Some f..k-off aura always helps. He is manifesting gold in the 100m and 200m in Brisbane, but he has only qualified for the latter at this year’s World Athletics Championships in Japan. Making the final is the target. “Anything else is a bonus,” Sheppard says. “We don’t think in times. We just train. We know when he’s getting quicker. When you start chasing times, it becomes ten times harder.”
If Gout makes the final in Tokyo, he’s likely to line up against Noah Lyles, 28, to whom he’s become close after training with him and appearing on his podcast in Florida last year. “We have a ‘big bro, little bro’ situation going on,” Gout says. “He’s a good guy. Whenever we see each other, like in Monaco, we’ll have some lunch.
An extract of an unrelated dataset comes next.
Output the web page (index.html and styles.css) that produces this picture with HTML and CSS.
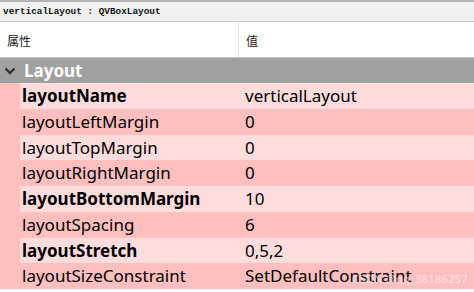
FILE: index.html
```html
<!DOCTYPE html>
<html lang="zh">
<head>
  <meta charset="UTF-8">
  <title>Property Editor</title>
  <link rel="stylesheet" href="styles.css">
</head>
<body>
  <div class="objbar">verticalLayout : QVBoxLayout</div>
  <div class="head">
    <div class="hcell">属性</div>
    <div class="hcell val">值</div>
  </div>
  <div class="group">
    <svg class="chev" width="12" height="10" viewBox="0 0 12 10"><path d="M1.5 2.5 L6 7 L10.5 2.5" fill="none" stroke="#333" stroke-width="2.4"/></svg>
    <span>Layout</span>
  </div>
  <div class="rows">
    <div class="row light"><div class="name bold">layoutName</div><div class="value">verticalLayout</div></div>
    <div class="row dark"><div class="name">layoutLeftMargin</div><div class="value">0</div></div>
    <div class="row light"><div class="name">layoutTopMargin</div><div class="value">0</div></div>
    <div class="row dark"><div class="name">layoutRightMargin</div><div class="value">0</div></div>
    <div class="row light"><div class="name bold">layoutBottomMargin</div><div class="value">10</div></div>
    <div class="row dark"><div class="name">layoutSpacing</div><div class="value">6</div></div>
    <div class="row light"><div class="name bold">layoutStretch</div><div class="value">0,5,2</div></div>
    <div class="row dark"><div class="name">layoutSizeConstraint</div><div class="value">SetDefaultConstraint</div></div>
  </div>
  <div class="mark">CSDN @qq_38186257</div>
</body>
</html>
```

FILE: styles.css
```css
body {
  margin:0; width:474px; height:292px; overflow:hidden; position:relative;
  background:#fff; font-family:"Noto Sans", "Noto Sans CJK SC", sans-serif;
  color:#000;
}
.objbar {
  height:19px; border-top:2px solid #b4b4b4; border-bottom:1px solid #c8c8c8;
  background:#f0f0f0; font-family:"Liberation Mono", monospace; font-size:9.4px;
  font-weight:bold; line-height:19px; padding-left:3px; color:#111;
}
.head {
  display:flex; height:35px; border-bottom:1px solid #c4c4c4;
}
.hcell {
  width:231px; padding-left:7px; font-family:"Noto Sans CJK SC", sans-serif;
  font-size:12px; line-height:37px; color:#222;
}
.hcell.val { flex:1; border-left:1px solid #e0e0e0; }
.group {
  height:25px; background:#a0a0a0; display:flex; align-items:center;
  color:#fff; font-weight:bold; font-size:17px;
}
.chev { margin:0 8px 0 4px; }
.rows { display:flex; flex-direction:column; }
.row { display:flex; height:25.75px; background:#ffbfbf; font-size:17px; }
.name { width:218px; margin-left:20px; padding-left:2px; line-height:25px; }
.value { flex:1; padding-left:5px; line-height:25px; }
.row.light .name, .row.light .value { background:#ffdcdc; }
.bold { font-weight:bold; }
.mark {
  position:absolute; right:6px; bottom:6px; font-size:11px;
  color:rgba(255,255,255,0.6); letter-spacing:0.3px;
}
```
We don’t text much, but he likes my posts and sends me direct messages.”
Lyles might be his big bro but he’s also a ruthless competitor seeking revenge for failing to win the double at the Paris Olympics. After winning the 100m, he could only muster bronze in the 200m – and he has a point to prove in Tokyo. An example of his energy was on show at the US track championships in Oregon earlier this month when he was involved in an ugly shouting-and-shoving match with Olympic 200m silver medallist Kenny Bednarek.
But Lyles has a softer side. When Gout visited him earlier this year, he asked for some advice about the road ahead. Lyles told him to learn how to say “no” more often, and that he can’t expect his body to move like an adult – just as Sheppard said.
“And to enjoy being a kid,” Gout says. “These things come with time. Time is a gift in my hands. I have all the time in the world.”